Scan the data below for the string "this". Show every line where it turns up.

▶ _THE INPUT_
========
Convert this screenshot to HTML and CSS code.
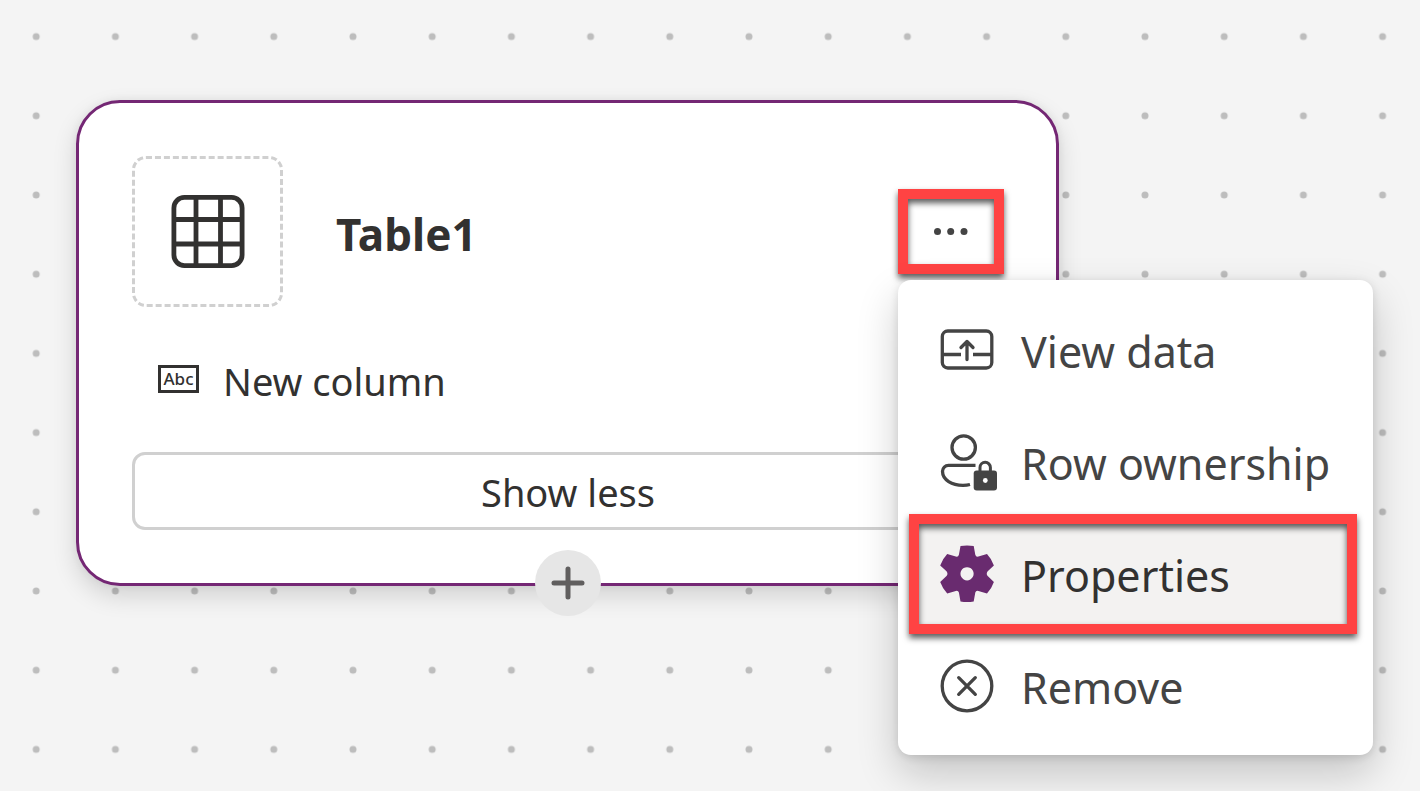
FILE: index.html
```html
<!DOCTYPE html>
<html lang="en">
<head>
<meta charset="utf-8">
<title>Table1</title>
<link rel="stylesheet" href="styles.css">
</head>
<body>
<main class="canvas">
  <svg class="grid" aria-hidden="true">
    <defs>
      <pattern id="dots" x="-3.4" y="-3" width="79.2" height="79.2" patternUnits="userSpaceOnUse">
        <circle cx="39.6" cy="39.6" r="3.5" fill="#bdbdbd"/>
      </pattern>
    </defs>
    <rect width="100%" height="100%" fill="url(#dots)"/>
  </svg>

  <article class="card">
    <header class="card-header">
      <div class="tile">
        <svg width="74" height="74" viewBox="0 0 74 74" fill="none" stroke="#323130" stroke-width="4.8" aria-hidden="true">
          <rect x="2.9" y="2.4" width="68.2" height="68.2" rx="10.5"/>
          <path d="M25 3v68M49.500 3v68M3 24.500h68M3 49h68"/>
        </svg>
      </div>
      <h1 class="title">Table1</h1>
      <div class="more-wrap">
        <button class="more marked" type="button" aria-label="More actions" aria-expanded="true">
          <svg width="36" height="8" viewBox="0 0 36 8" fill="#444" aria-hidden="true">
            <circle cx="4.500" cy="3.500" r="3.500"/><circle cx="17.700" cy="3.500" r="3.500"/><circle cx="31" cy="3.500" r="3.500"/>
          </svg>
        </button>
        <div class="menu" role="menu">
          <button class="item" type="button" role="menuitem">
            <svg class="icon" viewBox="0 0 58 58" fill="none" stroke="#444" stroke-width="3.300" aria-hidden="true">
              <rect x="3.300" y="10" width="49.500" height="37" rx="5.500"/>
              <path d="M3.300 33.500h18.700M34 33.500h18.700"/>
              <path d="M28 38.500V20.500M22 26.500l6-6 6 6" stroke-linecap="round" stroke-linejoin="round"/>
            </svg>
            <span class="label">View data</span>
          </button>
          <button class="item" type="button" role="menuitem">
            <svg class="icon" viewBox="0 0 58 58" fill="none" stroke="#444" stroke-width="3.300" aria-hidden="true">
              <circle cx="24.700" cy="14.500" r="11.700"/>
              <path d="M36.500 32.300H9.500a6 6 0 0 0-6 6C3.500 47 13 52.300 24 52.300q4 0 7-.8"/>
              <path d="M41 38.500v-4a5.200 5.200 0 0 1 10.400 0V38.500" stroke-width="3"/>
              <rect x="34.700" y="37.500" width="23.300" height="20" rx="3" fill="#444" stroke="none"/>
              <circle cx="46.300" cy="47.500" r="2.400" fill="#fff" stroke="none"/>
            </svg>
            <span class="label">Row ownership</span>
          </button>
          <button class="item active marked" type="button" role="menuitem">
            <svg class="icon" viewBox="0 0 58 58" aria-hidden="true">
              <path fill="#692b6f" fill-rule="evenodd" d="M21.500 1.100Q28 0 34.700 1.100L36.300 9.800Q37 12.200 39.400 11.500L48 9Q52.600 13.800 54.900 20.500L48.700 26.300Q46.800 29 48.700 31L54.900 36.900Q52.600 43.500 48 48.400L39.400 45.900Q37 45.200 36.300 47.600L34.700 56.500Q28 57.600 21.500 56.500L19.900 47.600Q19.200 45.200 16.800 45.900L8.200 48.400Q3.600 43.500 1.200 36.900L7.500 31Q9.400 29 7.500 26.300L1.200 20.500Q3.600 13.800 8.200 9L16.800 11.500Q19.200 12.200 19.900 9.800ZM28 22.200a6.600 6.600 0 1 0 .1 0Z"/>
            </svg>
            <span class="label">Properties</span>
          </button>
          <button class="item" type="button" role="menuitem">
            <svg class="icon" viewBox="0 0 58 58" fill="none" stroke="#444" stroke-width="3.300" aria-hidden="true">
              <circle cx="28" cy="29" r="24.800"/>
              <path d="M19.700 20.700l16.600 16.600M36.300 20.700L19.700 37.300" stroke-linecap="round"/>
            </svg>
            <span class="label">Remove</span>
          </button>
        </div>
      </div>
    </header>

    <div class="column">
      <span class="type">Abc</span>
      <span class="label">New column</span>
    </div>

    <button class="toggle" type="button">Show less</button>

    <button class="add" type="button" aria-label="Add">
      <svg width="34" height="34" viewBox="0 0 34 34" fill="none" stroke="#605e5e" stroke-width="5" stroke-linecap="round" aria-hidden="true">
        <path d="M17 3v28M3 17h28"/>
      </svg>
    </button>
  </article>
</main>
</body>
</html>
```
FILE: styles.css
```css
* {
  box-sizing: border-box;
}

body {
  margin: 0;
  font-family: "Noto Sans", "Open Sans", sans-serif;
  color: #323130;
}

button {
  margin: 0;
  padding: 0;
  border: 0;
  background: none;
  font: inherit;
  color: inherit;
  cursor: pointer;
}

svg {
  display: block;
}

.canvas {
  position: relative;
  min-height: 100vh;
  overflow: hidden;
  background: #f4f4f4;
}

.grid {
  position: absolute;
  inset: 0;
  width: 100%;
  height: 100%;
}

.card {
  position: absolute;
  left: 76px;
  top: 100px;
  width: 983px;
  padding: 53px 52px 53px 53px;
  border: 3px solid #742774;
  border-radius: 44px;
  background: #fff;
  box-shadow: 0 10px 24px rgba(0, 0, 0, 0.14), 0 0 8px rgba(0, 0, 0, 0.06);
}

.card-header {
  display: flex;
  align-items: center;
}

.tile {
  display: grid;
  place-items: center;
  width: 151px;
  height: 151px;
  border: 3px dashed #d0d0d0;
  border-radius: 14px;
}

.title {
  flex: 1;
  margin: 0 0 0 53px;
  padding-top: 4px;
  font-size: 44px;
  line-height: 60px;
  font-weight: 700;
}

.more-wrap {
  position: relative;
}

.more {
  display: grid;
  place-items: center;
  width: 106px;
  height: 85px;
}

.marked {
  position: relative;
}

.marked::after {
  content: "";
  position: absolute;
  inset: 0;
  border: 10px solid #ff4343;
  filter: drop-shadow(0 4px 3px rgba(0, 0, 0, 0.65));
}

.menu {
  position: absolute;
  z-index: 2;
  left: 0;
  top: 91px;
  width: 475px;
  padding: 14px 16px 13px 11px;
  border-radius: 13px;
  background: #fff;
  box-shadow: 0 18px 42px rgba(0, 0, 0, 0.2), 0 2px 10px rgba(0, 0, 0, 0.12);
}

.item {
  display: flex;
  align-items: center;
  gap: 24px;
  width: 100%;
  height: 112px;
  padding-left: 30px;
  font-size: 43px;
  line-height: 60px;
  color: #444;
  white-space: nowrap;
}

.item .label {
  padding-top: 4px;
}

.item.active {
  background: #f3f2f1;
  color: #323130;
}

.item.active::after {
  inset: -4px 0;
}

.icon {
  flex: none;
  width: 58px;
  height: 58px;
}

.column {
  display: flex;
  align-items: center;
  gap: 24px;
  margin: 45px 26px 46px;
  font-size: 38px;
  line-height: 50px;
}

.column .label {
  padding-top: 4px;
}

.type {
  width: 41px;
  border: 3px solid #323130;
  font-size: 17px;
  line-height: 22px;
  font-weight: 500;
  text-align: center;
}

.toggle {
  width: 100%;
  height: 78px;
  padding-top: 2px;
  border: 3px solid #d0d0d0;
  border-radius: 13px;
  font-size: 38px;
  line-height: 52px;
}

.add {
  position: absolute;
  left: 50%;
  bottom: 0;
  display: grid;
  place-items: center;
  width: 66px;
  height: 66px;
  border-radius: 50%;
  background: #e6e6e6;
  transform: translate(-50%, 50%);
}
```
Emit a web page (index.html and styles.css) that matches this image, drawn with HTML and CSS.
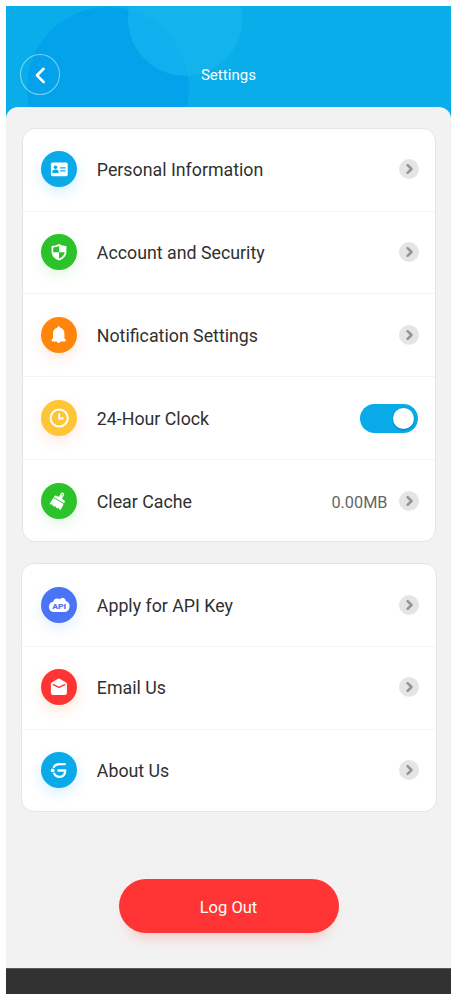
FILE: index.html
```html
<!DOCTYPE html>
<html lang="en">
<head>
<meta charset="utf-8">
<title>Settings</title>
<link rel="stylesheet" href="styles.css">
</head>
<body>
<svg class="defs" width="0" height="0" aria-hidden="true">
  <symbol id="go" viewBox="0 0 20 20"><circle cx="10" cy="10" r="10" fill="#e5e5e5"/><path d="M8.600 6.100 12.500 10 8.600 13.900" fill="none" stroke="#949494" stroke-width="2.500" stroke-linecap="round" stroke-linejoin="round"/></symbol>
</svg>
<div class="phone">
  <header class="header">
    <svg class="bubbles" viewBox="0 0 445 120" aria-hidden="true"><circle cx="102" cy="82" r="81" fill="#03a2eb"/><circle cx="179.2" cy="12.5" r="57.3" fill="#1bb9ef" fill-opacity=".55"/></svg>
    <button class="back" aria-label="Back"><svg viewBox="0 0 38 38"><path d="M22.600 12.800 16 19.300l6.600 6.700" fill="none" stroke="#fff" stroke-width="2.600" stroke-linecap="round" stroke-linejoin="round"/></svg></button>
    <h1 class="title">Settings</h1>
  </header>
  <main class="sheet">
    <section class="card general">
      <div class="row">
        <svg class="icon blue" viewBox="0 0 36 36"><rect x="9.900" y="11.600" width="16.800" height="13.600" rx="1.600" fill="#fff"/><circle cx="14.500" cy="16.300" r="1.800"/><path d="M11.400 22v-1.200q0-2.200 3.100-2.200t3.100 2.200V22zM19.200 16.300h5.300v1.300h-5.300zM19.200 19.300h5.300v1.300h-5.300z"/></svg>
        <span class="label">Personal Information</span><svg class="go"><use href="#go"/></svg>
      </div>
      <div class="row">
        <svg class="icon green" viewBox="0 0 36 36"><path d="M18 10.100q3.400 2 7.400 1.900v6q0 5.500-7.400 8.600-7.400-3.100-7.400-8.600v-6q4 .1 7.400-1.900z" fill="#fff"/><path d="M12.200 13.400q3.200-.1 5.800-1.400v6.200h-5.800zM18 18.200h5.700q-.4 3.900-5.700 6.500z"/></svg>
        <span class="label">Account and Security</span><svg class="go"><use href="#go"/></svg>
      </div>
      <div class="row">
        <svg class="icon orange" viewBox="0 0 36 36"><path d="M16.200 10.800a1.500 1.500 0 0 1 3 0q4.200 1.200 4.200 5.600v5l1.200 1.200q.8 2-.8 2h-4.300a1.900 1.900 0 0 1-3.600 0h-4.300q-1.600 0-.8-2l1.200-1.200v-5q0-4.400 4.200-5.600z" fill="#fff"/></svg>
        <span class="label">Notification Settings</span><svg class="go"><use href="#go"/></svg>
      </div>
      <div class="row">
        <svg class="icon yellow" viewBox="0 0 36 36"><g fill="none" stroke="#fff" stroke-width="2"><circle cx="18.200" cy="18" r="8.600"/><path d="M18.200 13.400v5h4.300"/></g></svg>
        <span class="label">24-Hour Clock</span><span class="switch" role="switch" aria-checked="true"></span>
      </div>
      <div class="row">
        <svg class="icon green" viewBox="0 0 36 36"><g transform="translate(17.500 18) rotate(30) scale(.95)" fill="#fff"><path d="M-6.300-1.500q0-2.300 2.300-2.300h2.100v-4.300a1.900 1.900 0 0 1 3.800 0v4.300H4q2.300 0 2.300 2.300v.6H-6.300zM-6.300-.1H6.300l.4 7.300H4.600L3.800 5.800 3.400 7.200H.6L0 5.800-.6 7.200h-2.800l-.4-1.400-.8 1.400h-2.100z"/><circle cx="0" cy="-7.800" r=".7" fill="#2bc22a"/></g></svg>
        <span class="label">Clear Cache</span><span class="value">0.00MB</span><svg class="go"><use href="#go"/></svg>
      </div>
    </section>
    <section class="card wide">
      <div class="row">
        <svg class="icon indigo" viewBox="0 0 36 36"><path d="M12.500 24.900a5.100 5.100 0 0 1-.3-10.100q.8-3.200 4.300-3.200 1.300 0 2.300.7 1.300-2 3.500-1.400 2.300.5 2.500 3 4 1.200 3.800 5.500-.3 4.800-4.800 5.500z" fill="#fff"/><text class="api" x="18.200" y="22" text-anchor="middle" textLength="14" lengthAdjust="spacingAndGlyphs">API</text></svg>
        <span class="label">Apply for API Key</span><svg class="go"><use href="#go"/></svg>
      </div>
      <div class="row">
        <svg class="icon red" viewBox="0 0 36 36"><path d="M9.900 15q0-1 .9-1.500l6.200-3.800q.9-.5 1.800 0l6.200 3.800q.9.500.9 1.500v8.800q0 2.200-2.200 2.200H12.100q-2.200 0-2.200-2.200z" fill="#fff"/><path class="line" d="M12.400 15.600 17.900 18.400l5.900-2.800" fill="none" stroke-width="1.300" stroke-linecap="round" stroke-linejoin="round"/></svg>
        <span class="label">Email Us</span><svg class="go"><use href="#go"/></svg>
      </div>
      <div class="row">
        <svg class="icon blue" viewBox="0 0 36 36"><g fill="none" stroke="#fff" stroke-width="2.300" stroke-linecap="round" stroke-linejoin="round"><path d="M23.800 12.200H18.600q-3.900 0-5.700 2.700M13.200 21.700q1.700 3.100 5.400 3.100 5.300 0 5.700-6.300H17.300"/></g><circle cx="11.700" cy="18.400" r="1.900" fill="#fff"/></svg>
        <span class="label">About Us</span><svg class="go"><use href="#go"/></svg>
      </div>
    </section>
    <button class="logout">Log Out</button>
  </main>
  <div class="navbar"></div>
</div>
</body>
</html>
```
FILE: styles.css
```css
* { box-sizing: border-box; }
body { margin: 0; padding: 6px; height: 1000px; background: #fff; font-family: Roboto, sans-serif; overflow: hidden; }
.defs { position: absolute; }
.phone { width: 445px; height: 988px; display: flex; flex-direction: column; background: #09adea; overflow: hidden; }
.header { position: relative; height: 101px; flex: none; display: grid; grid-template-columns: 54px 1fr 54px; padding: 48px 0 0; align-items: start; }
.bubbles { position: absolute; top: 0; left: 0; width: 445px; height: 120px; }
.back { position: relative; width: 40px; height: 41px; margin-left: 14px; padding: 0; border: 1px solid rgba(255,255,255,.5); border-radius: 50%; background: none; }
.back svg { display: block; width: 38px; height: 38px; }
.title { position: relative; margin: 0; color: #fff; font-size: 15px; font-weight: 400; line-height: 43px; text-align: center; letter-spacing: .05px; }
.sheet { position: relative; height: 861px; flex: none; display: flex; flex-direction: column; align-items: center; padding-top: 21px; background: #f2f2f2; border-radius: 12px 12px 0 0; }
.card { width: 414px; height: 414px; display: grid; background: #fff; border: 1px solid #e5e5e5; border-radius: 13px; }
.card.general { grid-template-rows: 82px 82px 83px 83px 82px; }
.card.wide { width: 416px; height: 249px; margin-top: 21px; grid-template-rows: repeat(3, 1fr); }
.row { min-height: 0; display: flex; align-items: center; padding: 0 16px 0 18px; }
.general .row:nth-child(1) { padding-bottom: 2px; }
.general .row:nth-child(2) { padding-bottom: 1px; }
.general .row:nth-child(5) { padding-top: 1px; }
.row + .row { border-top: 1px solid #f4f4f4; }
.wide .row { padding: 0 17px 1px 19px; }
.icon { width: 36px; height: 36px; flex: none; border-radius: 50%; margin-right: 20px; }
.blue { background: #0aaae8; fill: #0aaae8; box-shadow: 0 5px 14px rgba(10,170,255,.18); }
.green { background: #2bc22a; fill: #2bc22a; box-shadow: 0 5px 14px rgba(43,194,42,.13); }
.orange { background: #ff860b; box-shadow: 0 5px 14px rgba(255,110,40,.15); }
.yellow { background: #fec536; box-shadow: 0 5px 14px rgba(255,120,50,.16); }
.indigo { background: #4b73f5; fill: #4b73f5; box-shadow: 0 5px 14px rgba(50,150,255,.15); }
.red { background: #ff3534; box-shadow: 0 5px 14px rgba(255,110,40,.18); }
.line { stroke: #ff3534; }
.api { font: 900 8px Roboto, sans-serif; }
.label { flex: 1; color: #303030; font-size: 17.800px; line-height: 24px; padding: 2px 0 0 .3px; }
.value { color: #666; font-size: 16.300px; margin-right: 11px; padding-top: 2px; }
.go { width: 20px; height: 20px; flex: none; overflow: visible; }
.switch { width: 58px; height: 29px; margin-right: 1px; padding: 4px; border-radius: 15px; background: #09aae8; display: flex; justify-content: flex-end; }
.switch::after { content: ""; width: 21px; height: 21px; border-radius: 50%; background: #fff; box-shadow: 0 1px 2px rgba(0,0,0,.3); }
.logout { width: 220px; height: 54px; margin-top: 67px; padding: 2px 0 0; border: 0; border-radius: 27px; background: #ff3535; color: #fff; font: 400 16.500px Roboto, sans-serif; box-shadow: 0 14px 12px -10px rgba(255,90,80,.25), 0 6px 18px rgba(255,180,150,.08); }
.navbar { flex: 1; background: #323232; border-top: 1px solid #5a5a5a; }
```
========
▶ _FINISHED TASK_
Convert this screenshot to HTML and CSS code.
Emit a web page (index.html and styles.css) that matches this image, drawn with HTML and CSS.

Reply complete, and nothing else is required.